Bei Augen mit erhöhtem Risiko für eine Netzhautablösung, zum Beispiel bei hoher Myopie, sollte die Anamnese die klassischen Warnsymptome berücksichtigen.2,7 Beim Auftreten von akuten Symptomen sollte schnellstmöglich eine Fundusuntersuchung, welche auch die periphere Netzhaut mit einschließt, durchgeführt werden.1,2,5 Es muss bis zum Beweis des Gegenteils immer von einer Netzhautablösung ausgegangen werden.
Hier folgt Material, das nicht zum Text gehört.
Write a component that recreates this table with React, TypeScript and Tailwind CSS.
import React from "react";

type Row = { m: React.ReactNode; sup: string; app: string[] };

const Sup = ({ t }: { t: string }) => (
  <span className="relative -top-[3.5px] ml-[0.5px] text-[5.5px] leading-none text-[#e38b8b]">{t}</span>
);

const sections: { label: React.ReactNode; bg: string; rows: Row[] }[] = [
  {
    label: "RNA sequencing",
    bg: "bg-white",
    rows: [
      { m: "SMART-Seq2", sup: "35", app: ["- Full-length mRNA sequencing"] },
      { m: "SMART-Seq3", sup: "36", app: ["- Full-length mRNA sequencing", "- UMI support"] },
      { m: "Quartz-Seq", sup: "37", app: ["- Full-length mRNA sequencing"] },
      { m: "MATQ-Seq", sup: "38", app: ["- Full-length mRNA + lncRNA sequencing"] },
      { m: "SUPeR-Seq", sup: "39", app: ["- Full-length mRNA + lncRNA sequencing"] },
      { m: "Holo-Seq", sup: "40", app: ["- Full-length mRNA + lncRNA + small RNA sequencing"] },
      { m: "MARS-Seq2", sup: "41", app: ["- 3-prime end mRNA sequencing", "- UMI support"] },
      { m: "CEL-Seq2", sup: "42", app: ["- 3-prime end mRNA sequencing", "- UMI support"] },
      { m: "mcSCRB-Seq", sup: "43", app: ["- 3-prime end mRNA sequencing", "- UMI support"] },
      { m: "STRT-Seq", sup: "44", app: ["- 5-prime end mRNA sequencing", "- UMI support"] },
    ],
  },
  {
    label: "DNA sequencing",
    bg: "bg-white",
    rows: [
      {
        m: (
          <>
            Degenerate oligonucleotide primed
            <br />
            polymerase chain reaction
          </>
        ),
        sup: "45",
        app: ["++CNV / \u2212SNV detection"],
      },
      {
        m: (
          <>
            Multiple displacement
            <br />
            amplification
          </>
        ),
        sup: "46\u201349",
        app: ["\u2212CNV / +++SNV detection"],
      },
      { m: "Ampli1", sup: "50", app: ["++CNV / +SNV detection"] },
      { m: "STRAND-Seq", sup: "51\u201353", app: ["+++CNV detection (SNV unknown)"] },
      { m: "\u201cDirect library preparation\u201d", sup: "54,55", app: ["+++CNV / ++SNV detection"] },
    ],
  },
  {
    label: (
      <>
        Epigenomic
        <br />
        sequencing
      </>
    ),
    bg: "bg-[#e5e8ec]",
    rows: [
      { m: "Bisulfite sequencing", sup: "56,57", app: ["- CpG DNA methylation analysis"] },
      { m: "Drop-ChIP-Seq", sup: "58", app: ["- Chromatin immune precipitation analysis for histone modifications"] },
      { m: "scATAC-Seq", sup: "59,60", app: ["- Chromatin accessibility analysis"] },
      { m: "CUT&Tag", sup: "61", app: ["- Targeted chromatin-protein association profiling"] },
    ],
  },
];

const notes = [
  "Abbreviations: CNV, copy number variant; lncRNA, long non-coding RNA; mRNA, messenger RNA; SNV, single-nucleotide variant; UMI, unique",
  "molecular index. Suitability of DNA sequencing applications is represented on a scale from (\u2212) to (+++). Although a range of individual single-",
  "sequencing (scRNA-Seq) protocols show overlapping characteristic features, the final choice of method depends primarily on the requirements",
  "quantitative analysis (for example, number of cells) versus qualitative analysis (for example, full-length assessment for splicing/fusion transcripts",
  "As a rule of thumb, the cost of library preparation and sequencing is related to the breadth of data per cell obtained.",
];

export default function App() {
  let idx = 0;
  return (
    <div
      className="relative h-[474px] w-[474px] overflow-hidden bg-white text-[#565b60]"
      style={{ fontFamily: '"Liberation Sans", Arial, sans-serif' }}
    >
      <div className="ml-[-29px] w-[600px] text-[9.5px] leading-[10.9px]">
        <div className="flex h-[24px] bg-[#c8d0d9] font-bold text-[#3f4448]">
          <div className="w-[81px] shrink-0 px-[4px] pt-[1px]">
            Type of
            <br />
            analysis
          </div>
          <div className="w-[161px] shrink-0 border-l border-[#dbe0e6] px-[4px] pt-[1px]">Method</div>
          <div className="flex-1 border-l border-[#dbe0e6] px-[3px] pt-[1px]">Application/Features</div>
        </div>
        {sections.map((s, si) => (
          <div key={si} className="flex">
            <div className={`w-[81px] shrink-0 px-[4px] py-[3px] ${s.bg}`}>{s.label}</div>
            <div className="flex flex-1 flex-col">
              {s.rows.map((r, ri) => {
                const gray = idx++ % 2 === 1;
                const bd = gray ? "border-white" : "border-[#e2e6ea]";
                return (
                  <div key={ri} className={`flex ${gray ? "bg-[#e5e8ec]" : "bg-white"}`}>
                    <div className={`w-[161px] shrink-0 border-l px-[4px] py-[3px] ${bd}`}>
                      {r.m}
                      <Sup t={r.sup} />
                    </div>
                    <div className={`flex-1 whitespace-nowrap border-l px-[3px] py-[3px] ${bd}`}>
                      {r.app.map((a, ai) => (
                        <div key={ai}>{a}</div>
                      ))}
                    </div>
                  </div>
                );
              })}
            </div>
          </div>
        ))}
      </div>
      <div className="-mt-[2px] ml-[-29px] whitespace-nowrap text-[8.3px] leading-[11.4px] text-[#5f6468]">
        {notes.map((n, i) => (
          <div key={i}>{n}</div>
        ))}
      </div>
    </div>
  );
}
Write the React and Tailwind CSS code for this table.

Bei unklaren Symptomen und/oder unklaren klinisch optometrischen Befunden sollte daher eine ophthalmologische Augenuntersuchung am selben Tag erfolgen.5
Die Dokumentation aller Ergebnisse der optometrischen Untersuchung, der Abschlussbeurteilung, der Beratung und Versorgung sind aus Gründen der Auftragsabwicklung, der Gewährleistung, der Haftung und der gesetzlichen Vorschriften fachgerecht und gemäß den aktuell geltenden Rechtsvorschriften zu führen und zu archivieren.6
Fazit
Zusammenfassend lässt sich sagen, dass ein Netzhautriss ebenso wie eine Netzhautablösung einen medizinischen Notfall darstellt und den Visus akut bedrohen kann.7 Es muss daher immer zeitnah an eine ophthalmologische Klinik überwiesen werden.5,7,8,9,10 Richtlinien für Optometrist*innen bietet hierfür zum Beispiel das Moorfields Manual of Ophthalmology und die Internetseite des National Health Service (NHS) Scotland.5,9 Weitere Handlungsempfehlungen ergeben sich in Deutschland aus den Leitlinien des Berufsverband der Augenärzte Deutschlands, der Deutschen Ophthalmologischen Gesellschaft und der Retinologischen Gesellschaft, die auf den Internetpräsenzen der Vereinigungen zu finden sind.2,10
Interessenkonflikte
Der Autor erklärt, dass er innerhalb der vergangenen drei Jahre Vortragshonorare von dem Unternehmen Optos erhalten hat. Optos hatte jedoch keinen Einfluss auf die Inhalte.